What you need to do:
Can you print the data exactly and leave out each image?

Data excerpt:
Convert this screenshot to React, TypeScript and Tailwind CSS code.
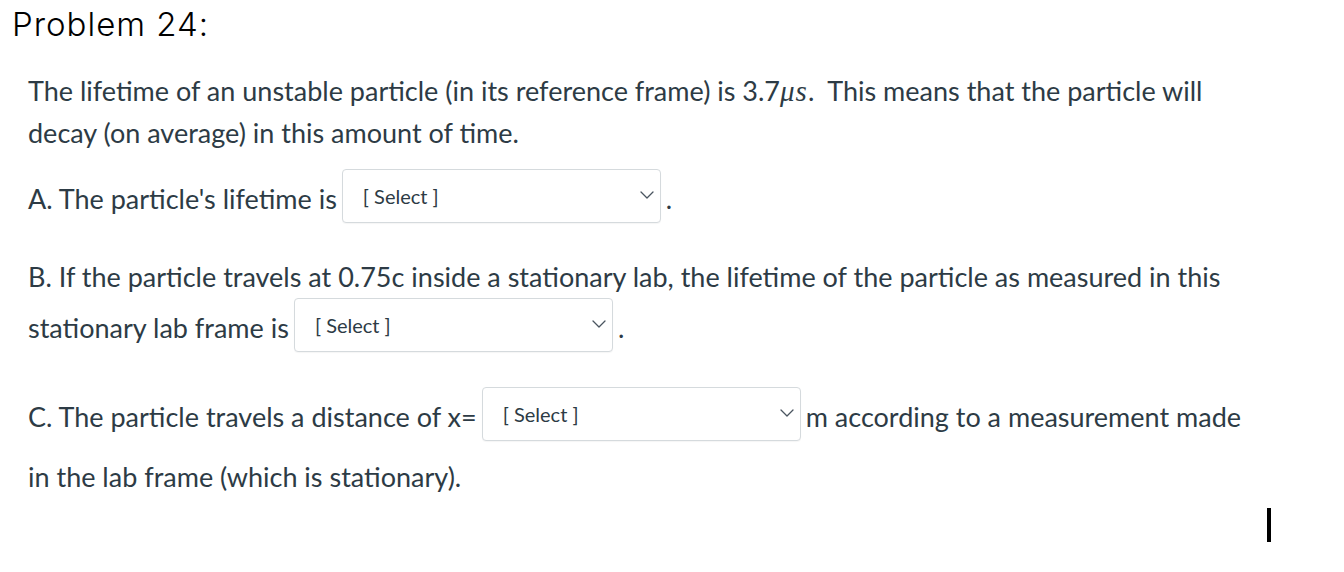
function Select() {
  return (
    <span className="inline-flex items-center justify-between align-[5px] w-[319px] h-[54px] mx-[5px] pl-[20px] pr-[6px] bg-white border border-[#d5dadd] rounded-[4px] text-[20px] text-[#2d3b45] shadow-[0_1px_1px_rgba(0,0,0,0.04)]">
      <span>[ Select ]</span>
      <svg width="14" height="8" viewBox="0 0 14 8" fill="none" className="mb-[2px]">
        <path d="M1 1l6 6 6-6" stroke="#4a5560" strokeWidth="1.3" strokeLinecap="round" strokeLinejoin="round" />
      </svg>
    </span>
  )
}

export default function App() {
  return (
    <div className="relative w-[1344px] h-[572px] bg-white overflow-hidden">
      <h2 className="pl-[12px] pt-[4px] text-[33px] leading-[40px] text-black font-['Inter',sans-serif] font-light tracking-[1px]">
        Problem 24:
      </h2>
      <div className="pl-[28px] pr-[89px] font-['Lato',sans-serif] text-[27px] leading-[42px] text-[#2d3b45]">
        <p className="mt-[26px]">
          The lifetime of an unstable particle (in its reference frame) is 3.7
          <span className="font-['Liberation_Serif',serif] italic text-[29px] tracking-[1px]">μs</span>.&nbsp; This means that the particle will decay (on average) in this amount of time.
        </p>
        <p className="mt-[15px]">
          A. The particle's lifetime is
          <Select />.
        </p>
        <p className="mt-[33px] leading-[42px]">
          B. If the particle travels at 0.75c inside a stationary lab, the lifetime of the particle as measured in this stationary lab frame is
          <Select />.
        </p>
        <p className="mt-[35px] leading-[60px]">
          C. The particle travels a distance of x=
          <Select />m according to a measurement made in the lab frame (which is stationary).
        </p>
      </div>
      <div className="absolute left-[1267px] top-[508px] w-[4px] h-[34px] bg-black" />
    </div>
  )
}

Output below:
Convert this screenshot to React, TypeScript and Tailwind CSS code.
function Select() {
  return (
    <span className="inline-flex items-center justify-between align-[5px] w-[319px] h-[54px] mx-[5px] pl-[20px] pr-[6px] bg-white border border-[#d5dadd] rounded-[4px] text-[20px] text-[#2d3b45] shadow-[0_1px_1px_rgba(0,0,0,0.04)]">
      <span>[ Select ]</span>
      <svg width="14" height="8" viewBox="0 0 14 8" fill="none" className="mb-[2px]">
        <path d="M1 1l6 6 6-6" stroke="#4a5560" strokeWidth="1.3" strokeLinecap="round" strokeLinejoin="round" />
      </svg>
    </span>
  )
}

export default function App() {
  return (
    <div className="relative w-[1344px] h-[572px] bg-white overflow-hidden">
      <h2 className="pl-[12px] pt-[4px] text-[33px] leading-[40px] text-black font-['Inter',sans-serif] font-light tracking-[1px]">
        Problem 24:
      </h2>
      <div className="pl-[28px] pr-[89px] font-['Lato',sans-serif] text-[27px] leading-[42px] text-[#2d3b45]">
        <p className="mt-[26px]">
          The lifetime of an unstable particle (in its reference frame) is 3.7
          <span className="font-['Liberation_Serif',serif] italic text-[29px] tracking-[1px]">μs</span>.&nbsp; This means that the particle will decay (on average) in this amount of time.
        </p>
        <p className="mt-[15px]">
          A. The particle's lifetime is
          <Select />.
        </p>
        <p className="mt-[33px] leading-[42px]">
          B. If the particle travels at 0.75c inside a stationary lab, the lifetime of the particle as measured in this stationary lab frame is
          <Select />.
        </p>
        <p className="mt-[35px] leading-[60px]">
          C. The particle travels a distance of x=
          <Select />m according to a measurement made in the lab frame (which is stationary).
        </p>
      </div>
      <div className="absolute left-[1267px] top-[508px] w-[4px] h-[34px] bg-black" />
    </div>
  )
}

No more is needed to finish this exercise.